Traci Elaine Lee and Maybe Burke in “Safeword.”
MATI GELMAN

Under the razor-sharp direction of Alastair Whatley, the convergence of unfortunate events in “Caroline’s Kitchen” is so relentless it’s wildly comical.

While no one seeks out a Pro Dom to cope with life’s mounting pressures, the characters manage to inflict heavy doses of pain on one another. The overscheduled and possibly alcoholic Caroline is a dreadful mother to her 21-year-old son, Leo (Tom England). A God-fearing Christian, she’s in utter denial that Leo is gay and suffering a devastating heartbreak. She also refuses to accept that he’s vegan. Her husband Mike (Aden Gillett), a self-absorbed finance wiz, is a crusty blowhard who has never shown Leo an ounce of fatherly love.

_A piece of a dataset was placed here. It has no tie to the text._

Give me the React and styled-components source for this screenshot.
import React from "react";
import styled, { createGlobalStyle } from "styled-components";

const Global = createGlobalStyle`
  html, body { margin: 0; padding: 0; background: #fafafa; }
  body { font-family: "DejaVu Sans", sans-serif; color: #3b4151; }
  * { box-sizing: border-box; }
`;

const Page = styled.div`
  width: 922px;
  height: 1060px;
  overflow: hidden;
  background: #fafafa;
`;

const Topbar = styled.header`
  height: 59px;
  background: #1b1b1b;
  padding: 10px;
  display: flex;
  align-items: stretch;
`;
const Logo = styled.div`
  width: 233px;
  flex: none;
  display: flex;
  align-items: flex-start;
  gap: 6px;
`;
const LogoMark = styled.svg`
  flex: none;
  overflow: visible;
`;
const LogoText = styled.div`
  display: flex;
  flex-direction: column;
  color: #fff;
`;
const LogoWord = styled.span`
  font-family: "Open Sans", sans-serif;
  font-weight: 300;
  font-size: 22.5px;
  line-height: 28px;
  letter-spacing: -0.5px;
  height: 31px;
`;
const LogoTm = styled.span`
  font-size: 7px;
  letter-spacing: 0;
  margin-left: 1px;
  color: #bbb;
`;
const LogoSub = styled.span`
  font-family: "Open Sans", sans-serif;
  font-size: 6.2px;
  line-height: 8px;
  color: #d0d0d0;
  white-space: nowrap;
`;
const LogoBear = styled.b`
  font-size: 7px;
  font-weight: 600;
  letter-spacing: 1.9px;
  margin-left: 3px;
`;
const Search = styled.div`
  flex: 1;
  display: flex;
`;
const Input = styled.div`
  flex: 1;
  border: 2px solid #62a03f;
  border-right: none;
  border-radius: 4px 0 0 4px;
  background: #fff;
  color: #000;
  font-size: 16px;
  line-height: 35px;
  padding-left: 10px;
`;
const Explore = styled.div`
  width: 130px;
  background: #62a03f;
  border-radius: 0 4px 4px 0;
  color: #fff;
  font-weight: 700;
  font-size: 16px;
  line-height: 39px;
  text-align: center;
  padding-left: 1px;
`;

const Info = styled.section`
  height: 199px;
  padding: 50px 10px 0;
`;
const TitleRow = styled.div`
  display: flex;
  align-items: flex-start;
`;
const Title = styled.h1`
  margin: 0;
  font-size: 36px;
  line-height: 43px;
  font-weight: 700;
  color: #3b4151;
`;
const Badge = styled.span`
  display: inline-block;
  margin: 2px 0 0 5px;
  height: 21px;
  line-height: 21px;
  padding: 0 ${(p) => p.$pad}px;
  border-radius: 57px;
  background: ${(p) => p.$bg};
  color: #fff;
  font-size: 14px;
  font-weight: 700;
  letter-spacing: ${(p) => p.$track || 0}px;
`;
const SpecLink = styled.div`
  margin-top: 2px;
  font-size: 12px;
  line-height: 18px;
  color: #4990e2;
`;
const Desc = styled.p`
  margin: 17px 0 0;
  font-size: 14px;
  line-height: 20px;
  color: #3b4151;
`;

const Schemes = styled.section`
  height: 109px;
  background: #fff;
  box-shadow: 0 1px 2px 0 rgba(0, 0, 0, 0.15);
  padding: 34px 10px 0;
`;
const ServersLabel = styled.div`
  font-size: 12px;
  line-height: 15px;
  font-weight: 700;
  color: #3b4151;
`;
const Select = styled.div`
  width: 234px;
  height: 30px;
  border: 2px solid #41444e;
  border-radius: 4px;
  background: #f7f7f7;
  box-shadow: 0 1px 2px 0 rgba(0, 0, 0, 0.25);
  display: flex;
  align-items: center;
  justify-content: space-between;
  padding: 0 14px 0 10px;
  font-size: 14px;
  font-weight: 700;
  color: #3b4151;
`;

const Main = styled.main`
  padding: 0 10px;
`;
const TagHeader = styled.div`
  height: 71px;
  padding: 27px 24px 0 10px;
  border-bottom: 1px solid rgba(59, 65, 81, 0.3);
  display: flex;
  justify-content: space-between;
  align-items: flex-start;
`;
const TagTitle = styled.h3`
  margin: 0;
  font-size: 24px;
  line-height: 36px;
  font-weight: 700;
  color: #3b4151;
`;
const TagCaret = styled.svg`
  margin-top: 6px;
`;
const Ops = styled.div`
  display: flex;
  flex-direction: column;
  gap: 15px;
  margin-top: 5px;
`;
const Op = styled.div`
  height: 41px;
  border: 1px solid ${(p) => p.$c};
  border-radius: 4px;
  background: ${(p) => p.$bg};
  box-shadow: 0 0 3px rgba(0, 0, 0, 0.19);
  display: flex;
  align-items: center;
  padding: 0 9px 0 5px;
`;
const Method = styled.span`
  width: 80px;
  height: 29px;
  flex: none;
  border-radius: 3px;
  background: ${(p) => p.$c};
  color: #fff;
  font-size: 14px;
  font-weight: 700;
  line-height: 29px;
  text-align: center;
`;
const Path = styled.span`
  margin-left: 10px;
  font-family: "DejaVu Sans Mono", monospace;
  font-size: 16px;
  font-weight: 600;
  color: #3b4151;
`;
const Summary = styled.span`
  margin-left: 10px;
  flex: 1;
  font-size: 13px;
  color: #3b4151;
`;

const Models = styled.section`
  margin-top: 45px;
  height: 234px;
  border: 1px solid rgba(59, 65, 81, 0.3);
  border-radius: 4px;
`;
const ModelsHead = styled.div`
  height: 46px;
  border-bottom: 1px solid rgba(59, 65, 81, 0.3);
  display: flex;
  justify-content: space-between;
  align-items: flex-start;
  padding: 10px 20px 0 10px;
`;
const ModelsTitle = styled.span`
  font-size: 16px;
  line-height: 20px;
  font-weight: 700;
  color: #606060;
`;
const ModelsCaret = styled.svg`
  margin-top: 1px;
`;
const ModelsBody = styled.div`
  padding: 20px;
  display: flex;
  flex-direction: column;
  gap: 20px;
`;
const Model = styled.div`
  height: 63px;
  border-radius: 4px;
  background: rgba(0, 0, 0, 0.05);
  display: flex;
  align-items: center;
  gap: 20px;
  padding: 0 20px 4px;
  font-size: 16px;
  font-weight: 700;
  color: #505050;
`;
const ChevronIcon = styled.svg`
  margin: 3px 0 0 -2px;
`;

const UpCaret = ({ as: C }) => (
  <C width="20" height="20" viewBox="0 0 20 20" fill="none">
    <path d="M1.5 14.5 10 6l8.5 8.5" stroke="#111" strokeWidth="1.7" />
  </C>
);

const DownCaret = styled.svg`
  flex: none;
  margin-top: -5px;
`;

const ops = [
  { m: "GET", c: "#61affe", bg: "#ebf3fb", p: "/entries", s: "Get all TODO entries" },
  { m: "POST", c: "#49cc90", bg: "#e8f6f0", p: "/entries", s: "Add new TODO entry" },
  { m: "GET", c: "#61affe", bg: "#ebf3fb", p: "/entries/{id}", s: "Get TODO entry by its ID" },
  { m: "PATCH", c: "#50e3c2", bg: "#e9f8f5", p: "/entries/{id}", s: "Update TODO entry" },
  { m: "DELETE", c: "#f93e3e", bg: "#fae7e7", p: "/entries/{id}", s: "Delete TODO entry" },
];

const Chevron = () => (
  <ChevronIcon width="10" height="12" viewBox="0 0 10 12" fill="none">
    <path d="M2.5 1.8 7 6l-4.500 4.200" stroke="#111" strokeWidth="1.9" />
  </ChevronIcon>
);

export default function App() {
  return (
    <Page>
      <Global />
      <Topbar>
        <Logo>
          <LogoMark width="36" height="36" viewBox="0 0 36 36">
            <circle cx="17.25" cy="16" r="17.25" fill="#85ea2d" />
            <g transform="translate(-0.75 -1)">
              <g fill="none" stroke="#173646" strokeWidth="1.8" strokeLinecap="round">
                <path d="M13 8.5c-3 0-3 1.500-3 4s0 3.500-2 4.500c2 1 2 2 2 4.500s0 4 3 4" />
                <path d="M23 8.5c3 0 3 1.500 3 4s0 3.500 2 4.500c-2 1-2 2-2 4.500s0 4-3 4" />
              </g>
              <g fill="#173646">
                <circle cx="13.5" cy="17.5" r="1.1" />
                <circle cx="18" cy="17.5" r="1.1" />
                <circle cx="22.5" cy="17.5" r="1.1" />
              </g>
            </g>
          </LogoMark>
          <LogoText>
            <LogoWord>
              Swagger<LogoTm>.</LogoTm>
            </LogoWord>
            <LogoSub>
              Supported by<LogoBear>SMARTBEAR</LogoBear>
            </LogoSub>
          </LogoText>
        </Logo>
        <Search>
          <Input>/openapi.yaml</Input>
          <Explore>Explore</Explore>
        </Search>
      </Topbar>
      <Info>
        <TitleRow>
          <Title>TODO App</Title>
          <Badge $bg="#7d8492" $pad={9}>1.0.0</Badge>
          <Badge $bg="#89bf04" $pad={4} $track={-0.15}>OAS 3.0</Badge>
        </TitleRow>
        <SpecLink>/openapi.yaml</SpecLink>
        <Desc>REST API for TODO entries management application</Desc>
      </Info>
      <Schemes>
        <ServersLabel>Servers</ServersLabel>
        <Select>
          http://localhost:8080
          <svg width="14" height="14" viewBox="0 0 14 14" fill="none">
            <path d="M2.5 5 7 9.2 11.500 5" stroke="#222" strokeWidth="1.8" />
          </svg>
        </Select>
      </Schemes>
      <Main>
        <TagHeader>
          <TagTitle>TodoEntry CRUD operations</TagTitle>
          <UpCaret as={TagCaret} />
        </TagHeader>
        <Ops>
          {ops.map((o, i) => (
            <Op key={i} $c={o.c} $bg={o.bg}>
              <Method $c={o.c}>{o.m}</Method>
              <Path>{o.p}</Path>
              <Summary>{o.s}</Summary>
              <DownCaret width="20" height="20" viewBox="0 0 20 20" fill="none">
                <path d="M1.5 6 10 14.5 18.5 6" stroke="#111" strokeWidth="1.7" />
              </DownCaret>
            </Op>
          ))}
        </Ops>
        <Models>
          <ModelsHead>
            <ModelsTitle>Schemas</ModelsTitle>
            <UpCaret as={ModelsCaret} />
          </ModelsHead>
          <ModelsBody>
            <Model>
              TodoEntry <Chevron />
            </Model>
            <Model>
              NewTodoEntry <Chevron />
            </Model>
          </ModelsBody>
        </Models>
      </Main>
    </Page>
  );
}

Caroline answers the news of Mike’s affair with a younger woman by having a spiteful fling of her own — with their carpenter, Graeme (James Sutton), no less. Not only are Caroline and Graeme mean to each other, but his ailing wife becomes a casualty as well. There are a hundred other sticky subplots swirling around the kitchen, including one involving Caroline’s shrill, lonely assistant (Jasmyn Banks), which are impossible to detail here.

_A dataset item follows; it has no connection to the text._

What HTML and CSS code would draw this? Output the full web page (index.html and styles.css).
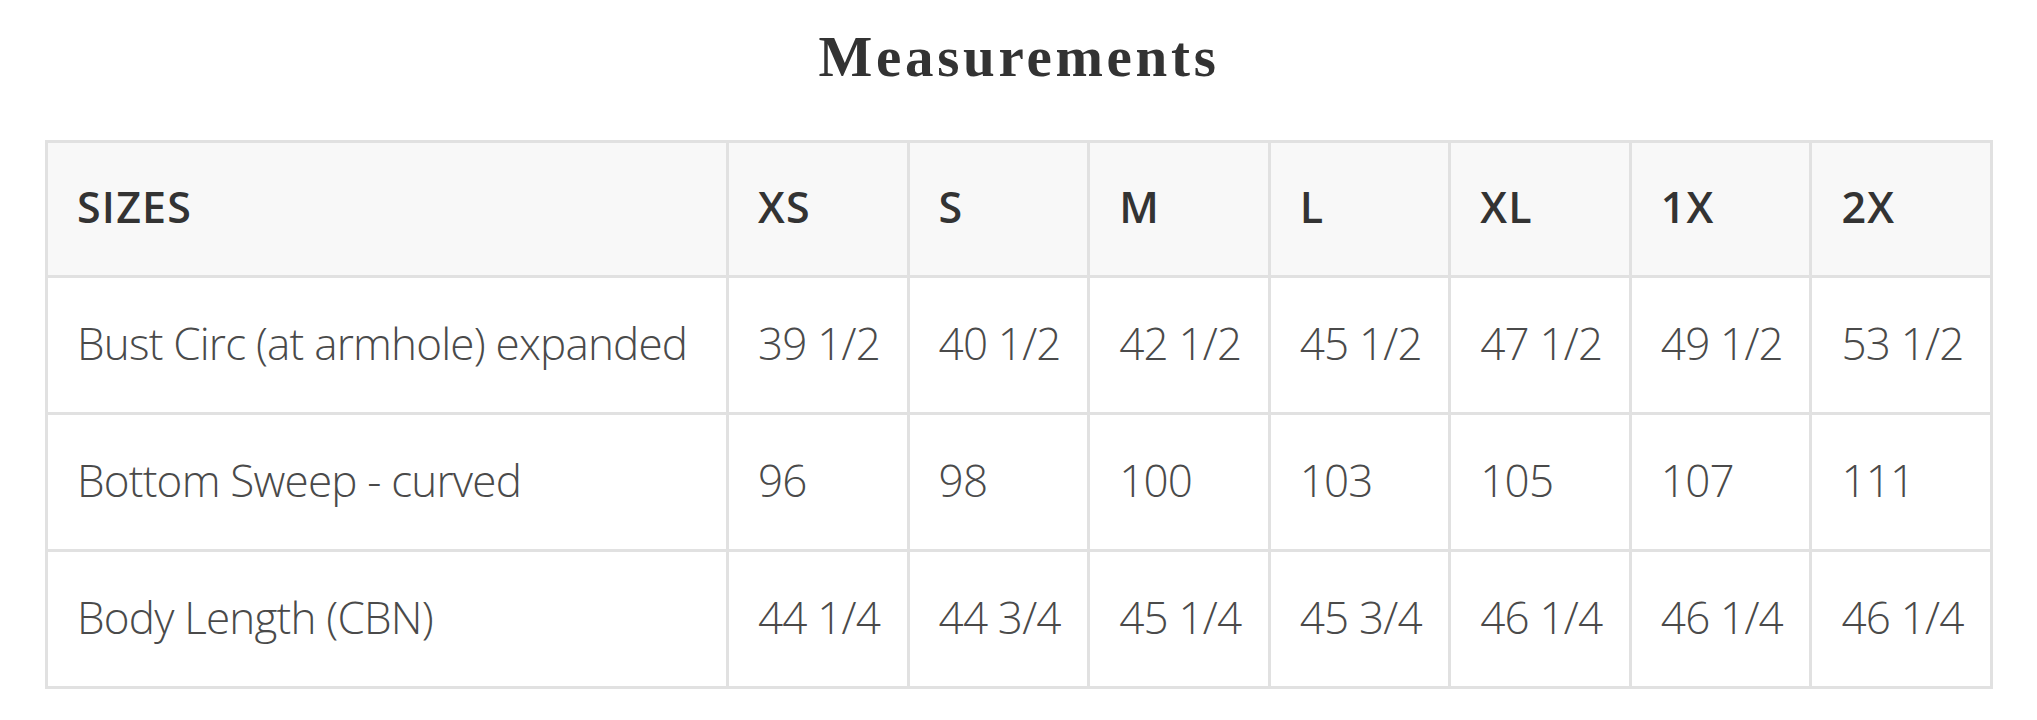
FILE: index.html
```html
<!DOCTYPE html>
<html>
<head>
<meta charset="utf-8">
<link rel="stylesheet" href="styles.css">
</head>
<body>
<div class="page">
  <h1 class="title">Measurements</h1>
  <table class="sizes">
    <colgroup>
      <col class="c-label">
      <col class="c-size"><col class="c-size"><col class="c-size"><col class="c-size"><col class="c-size"><col class="c-size"><col class="c-size">
    </colgroup>
    <thead>
      <tr><th>SIZES</th><th>XS</th><th>S</th><th>M</th><th>L</th><th>XL</th><th>1X</th><th>2X</th></tr>
    </thead>
    <tbody>
      <tr><td>Bust Circ (at armhole) expanded</td><td>39 1/2</td><td>40 1/2</td><td>42 1/2</td><td>45 1/2</td><td>47 1/2</td><td>49 1/2</td><td>53 1/2</td></tr>
      <tr><td>Bottom Sweep - curved</td><td>96</td><td>98</td><td>100</td><td>103</td><td>105</td><td>107</td><td>111</td></tr>
      <tr><td>Body Length (CBN)</td><td>44 1/4</td><td>44 3/4</td><td>45 1/4</td><td>45 3/4</td><td>46 1/4</td><td>46 1/4</td><td>46 1/4</td></tr>
    </tbody>
  </table>
</div>
</body>
</html>
```

FILE: styles.css
```css
html, body {
  margin: 0;
  padding: 0;
  background: #ffffff;
}
.page {
  padding: 28px 44px 0 45px;
}
.title {
  margin: 0 0 55px 0;
  font-family: "Liberation Serif", "Times New Roman", serif;
  font-weight: 700;
  font-size: 57px;
  line-height: 1;
  letter-spacing: 3.7px;
  color: #333333;
  text-align: center;
}
.sizes {
  width: 100%;
  border-collapse: collapse;
  table-layout: fixed;
  font-family: "Open Sans", "Noto Sans", sans-serif;
}
.c-label { width: 681px; }
.sizes th, .sizes td {
  border: 3px solid #e1e1e1;
  padding: 0 0 5px 29px;
  text-align: left;
  vertical-align: middle;
  white-space: nowrap;
}
.sizes th {
  height: 127px;
  background: #f8f8f8;
  font-weight: 600;
  font-size: 43px;
  letter-spacing: 1.2px;
  color: #333333;
}
.sizes td {
  height: 129px;
  font-weight: 300;
  font-size: 44px;
  letter-spacing: -0.8px;
  color: #4a4a4a;
}
```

When Caroline brandishes a gleaming chef’s knife and sets it on the kitchen counter early in the first act, we suspect it will be used to inflict pain at the play’s climax. I won’t spoil the surprise.

None of selfish cynics bother to listen to each other. Rather, they talk at one another and interrupt often. Global warming, real estate, celebrity, adultery, corrupting the nation’s youth, macerated strawberries, golf, cigarette smoking, Syria, religion, champagne, paparazzi, forgiveness, and Armageddon are just a few of the topics crammed into this breakneck-paced, 90-minute, merciless satire.

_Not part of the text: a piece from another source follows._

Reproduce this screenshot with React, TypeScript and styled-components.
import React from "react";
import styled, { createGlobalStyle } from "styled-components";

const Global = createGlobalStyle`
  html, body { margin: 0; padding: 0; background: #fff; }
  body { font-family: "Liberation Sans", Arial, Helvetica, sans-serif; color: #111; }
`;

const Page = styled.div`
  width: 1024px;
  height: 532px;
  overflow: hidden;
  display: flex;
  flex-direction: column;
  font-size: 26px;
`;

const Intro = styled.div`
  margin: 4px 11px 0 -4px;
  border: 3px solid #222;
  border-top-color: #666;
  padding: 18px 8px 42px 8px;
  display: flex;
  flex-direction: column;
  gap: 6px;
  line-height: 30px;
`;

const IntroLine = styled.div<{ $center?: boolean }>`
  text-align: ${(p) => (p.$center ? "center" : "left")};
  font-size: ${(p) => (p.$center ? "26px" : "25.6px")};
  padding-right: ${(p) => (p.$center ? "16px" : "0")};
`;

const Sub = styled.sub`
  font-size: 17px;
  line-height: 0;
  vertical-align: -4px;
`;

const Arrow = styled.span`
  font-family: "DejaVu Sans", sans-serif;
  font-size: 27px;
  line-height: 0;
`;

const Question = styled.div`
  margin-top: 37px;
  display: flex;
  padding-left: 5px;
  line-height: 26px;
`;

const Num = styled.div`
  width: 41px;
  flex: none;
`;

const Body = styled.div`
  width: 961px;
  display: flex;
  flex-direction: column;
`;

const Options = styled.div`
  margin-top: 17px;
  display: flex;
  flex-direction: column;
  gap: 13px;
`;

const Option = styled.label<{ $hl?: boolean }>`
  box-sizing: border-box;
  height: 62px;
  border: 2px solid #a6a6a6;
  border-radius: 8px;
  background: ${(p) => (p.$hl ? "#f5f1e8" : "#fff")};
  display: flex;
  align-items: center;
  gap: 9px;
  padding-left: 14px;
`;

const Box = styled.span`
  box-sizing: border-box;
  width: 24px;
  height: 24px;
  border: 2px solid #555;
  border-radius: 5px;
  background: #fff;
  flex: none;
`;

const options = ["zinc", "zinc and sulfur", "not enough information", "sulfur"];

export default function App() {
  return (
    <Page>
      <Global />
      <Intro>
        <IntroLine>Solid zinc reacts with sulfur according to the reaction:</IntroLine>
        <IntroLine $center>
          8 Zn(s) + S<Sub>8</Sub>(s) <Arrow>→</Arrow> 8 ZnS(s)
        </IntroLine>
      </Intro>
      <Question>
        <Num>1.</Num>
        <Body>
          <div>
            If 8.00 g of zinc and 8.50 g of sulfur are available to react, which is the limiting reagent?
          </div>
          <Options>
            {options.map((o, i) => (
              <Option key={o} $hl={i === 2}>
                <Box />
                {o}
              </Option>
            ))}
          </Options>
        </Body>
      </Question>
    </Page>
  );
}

I would say that playwright Torben Betts has thrown in everything but the kitchen sink, but that’s in there as well.

SAFEWORD | Midnight Theatricals at the American Theatre of Actors, 314 W. 54th St. | Through Jul. 7: Mon.-Tue., Thu.-Sat. at 8 p.m.; Sat. at 3 p.m.; Sun. at 2 & 7 p.m. | $69-$89 at safewordtheplay.com | One hr., 40 mins., with no intermission

CAROLINE’S KITCHEN | 59E59 Theaters, 59 E. 59th St. | Through May 25: Tue..-Sat. at 7 p.m.; Sat.-Sun. at 2 p.m | $55-$70 at 59e59.org | Ninety mins., with no intermission

Caroline Langrishe and Tom England in Torben Betts’s “Caroline’s Kitchen,” directed by Alastair Whatley, at 59E59 through May 25.